When asked how it has been to raise Yuuki, Makizawa lowered her head, overcome by emotion.

"I don't know. He's very, very small. I just have many wishes. I want him to have a kind heart like my husband, be a straightforward person like my husband and strong," she said. "I want him to live not only his life, but live double for my husband, too."

When he grows older, Makizawa said, she will bring her son to Hawaii and explain how wonderful and good everyone was, the people of Hawaii, and how everybody was concerned, as if it was for themselves.

Besides the ring, Makizawa hopes divers will find a miniature toy car he bought for Yuuki in Hawaii.
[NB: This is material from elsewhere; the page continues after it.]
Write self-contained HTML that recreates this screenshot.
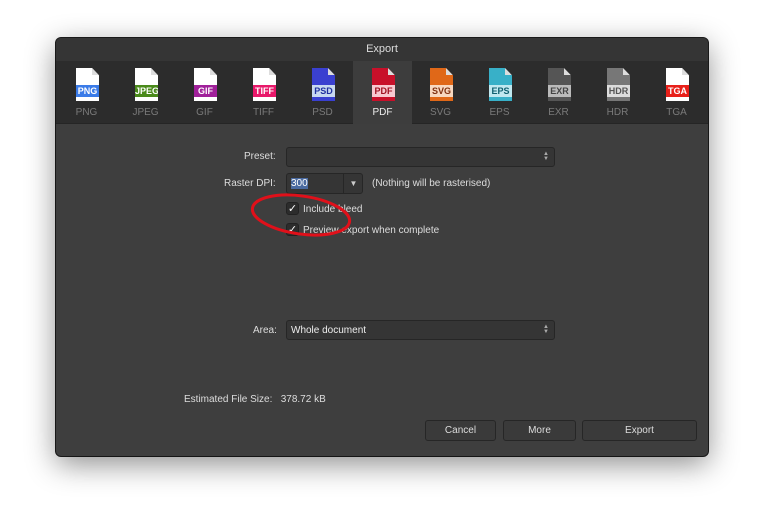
<!DOCTYPE html>
<html><head><style>
*{margin:0;padding:0;box-sizing:border-box}
body{width:764px;height:530px;background:#fff;position:relative;font-family:"Liberation Sans",sans-serif;overflow:hidden}
.win{position:absolute;left:56px;top:38px;width:652px;height:418px;background:#3e3e3e;border-radius:5px;box-shadow:0 8px 30px rgba(0,0,0,.45),0 0 0 1px #1e1e1e;overflow:hidden}
.title{position:absolute;left:0;top:0;width:100%;height:23px;background:#353535;color:#ddd;font-size:11px;text-align:center;line-height:23px}
.strip{position:absolute;left:0;top:23px;width:100%;height:63px;background:#2c2c2c;border-bottom:1px solid #252525}
.tab{position:absolute;top:0;width:59px;height:63px}
.tab.sel{background:#3d3d3d}
.ic{position:absolute;left:19px;top:7px;width:23px;height:33px;clip-path:polygon(0 0,70% 0,100% 22%,100% 100%,0 100%);box-shadow:0 0 3px #000}
.fold{position:absolute;right:0;top:0;width:7px;height:7px;background:#ddd;clip-path:polygon(0 0,100% 100%,0 100%)}
.band{position:absolute;left:0;top:17px;width:23px;height:12px;font-size:9px;font-weight:bold;text-align:center;line-height:12px}
.lab{position:absolute;left:0;top:46px;width:59px;text-align:center;font-size:10px;color:#7a7a7a}
.tab.sel .lab{color:#eee}
.t{position:absolute;color:#ddd;font-size:10px}
.dd{position:absolute;background:#353535;border:1px solid #262626;border-radius:3px;color:#eee;font-size:10px;padding-left:4px}
.cb{position:absolute;width:13px;height:13px;background:#2c2c2c;border:1px solid #222;border-radius:3px;color:#fff;font-size:11px;line-height:12px;text-align:center}
.btn{position:absolute;top:382px;height:21px;border:1px solid #262626;border-radius:3px;background:#3a3a3a;color:#ddd;font-size:10px;text-align:center;line-height:20px}
.arr{position:absolute;right:5px;top:4px;font-size:6px;line-height:5px;color:#aaa}
</style></head><body>
<div class="win">
<div class="title">Export</div>
<div class="strip">
<div class="tab" style="left:1px"><div class="ic" style="background:#fff"><div class="fold"></div><div class="band" style="background:#3a7be8;color:#fff">PNG</div></div><div class="lab">PNG</div></div>
<div class="tab" style="left:60px"><div class="ic" style="background:#fff"><div class="fold"></div><div class="band" style="background:#4a8a1a;color:#fff">JPEG</div></div><div class="lab">JPEG</div></div>
<div class="tab" style="left:119px"><div class="ic" style="background:#fff"><div class="fold"></div><div class="band" style="background:#a0209a;color:#fff">GIF</div></div><div class="lab">GIF</div></div>
<div class="tab" style="left:178px"><div class="ic" style="background:#fff"><div class="fold"></div><div class="band" style="background:#e8186a;color:#fff">TIFF</div></div><div class="lab">TIFF</div></div>
<div class="tab" style="left:237px"><div class="ic" style="background:#3a40d0"><div class="fold"></div><div class="band" style="background:#c8d8f0;color:#2030a0">PSD</div></div><div class="lab">PSD</div></div>
<div class="tab sel" style="left:297px"><div class="ic" style="background:#c8102a"><div class="fold"></div><div class="band" style="background:#f8c8d0;color:#a01020">PDF</div></div><div class="lab">PDF</div></div>
<div class="tab" style="left:355px"><div class="ic" style="background:#e06818"><div class="fold"></div><div class="band" style="background:#f8d8c0;color:#803010">SVG</div></div><div class="lab">SVG</div></div>
<div class="tab" style="left:414px"><div class="ic" style="background:#38b0c8"><div class="fold"></div><div class="band" style="background:#c0e8f0;color:#106070">EPS</div></div><div class="lab">EPS</div></div>
<div class="tab" style="left:473px"><div class="ic" style="background:#555"><div class="fold"></div><div class="band" style="background:#bbb;color:#444">EXR</div></div><div class="lab">EXR</div></div>
<div class="tab" style="left:532px"><div class="ic" style="background:#777"><div class="fold"></div><div class="band" style="background:#ddd;color:#555">HDR</div></div><div class="lab">HDR</div></div>
<div class="tab" style="left:591px"><div class="ic" style="background:#fff"><div class="fold"></div><div class="band" style="background:#e8201a;color:#fff">TGA</div></div><div class="lab">TGA</div></div>
</div>
<div class="t" style="left:188px;top:113px">Preset:</div>
<div class="dd" style="left:230px;top:109px;width:269px;height:20px"><div class="arr">▲<br>▼</div></div>
<div class="t" style="left:168px;top:140px">Raster DPI:</div>
<div class="dd" style="left:230px;top:135px;width:77px;height:21px;line-height:19px"><span style="background:#4a6aa0;color:#fff">300</span><span style="position:absolute;left:56px;top:0;height:19px;border-left:1px solid #262626;width:20px;text-align:center;color:#ccc;font-size:8px">▼</span></div>
<div class="t" style="left:316px;top:140px">(Nothing will be rasterised)</div>
<div class="cb" style="left:230px;top:164px">✓</div><div class="t" style="left:247px;top:166px">Include bleed</div>
<div class="cb" style="left:230px;top:185px">✓</div><div class="t" style="left:247px;top:187px">Preview export when complete</div>
<div class="t" style="left:197px;top:287px">Area:</div>
<div class="dd" style="left:230px;top:282px;width:269px;height:20px;line-height:19px">Whole document<div class="arr">▲<br>▼</div></div>
<div class="t" style="left:128px;top:356px">Estimated File Size:&nbsp;&nbsp; 378.72 kB</div>
<div class="btn" style="left:369px;width:71px">Cancel</div>
<div class="btn" style="left:447px;width:73px">More</div>
<div class="btn" style="left:526px;width:115px">Export</div>
</div>
<svg style="position:absolute;left:0;top:0" width="764" height="530"><ellipse cx="301" cy="215" rx="49" ry="19" transform="rotate(8 301 215)" fill="none" stroke="#e0101a" stroke-width="3"/></svg>
</body></html>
She described her husband, who also was an only child, as a family man who enjoyed staying home with their son.

"He was an ideal husband," she said, adding that the family had planned a trip to Harmonyland, an amusement park in Kyushu, after he returned from Hawaii.

Losing Hiroshi created a "big hole" in her life and left her "very lonely." Still, Makizawa harbors no bitterness.

"The accident happened and we can't reverse that," Makizawa said, "so I have to live positively and look ahead. Unless I forgive, the person who suffers is me.

"This country is suffering from terrorist attacks, and still they continue to do the work on the recovery, so I'm completely appreciative of that."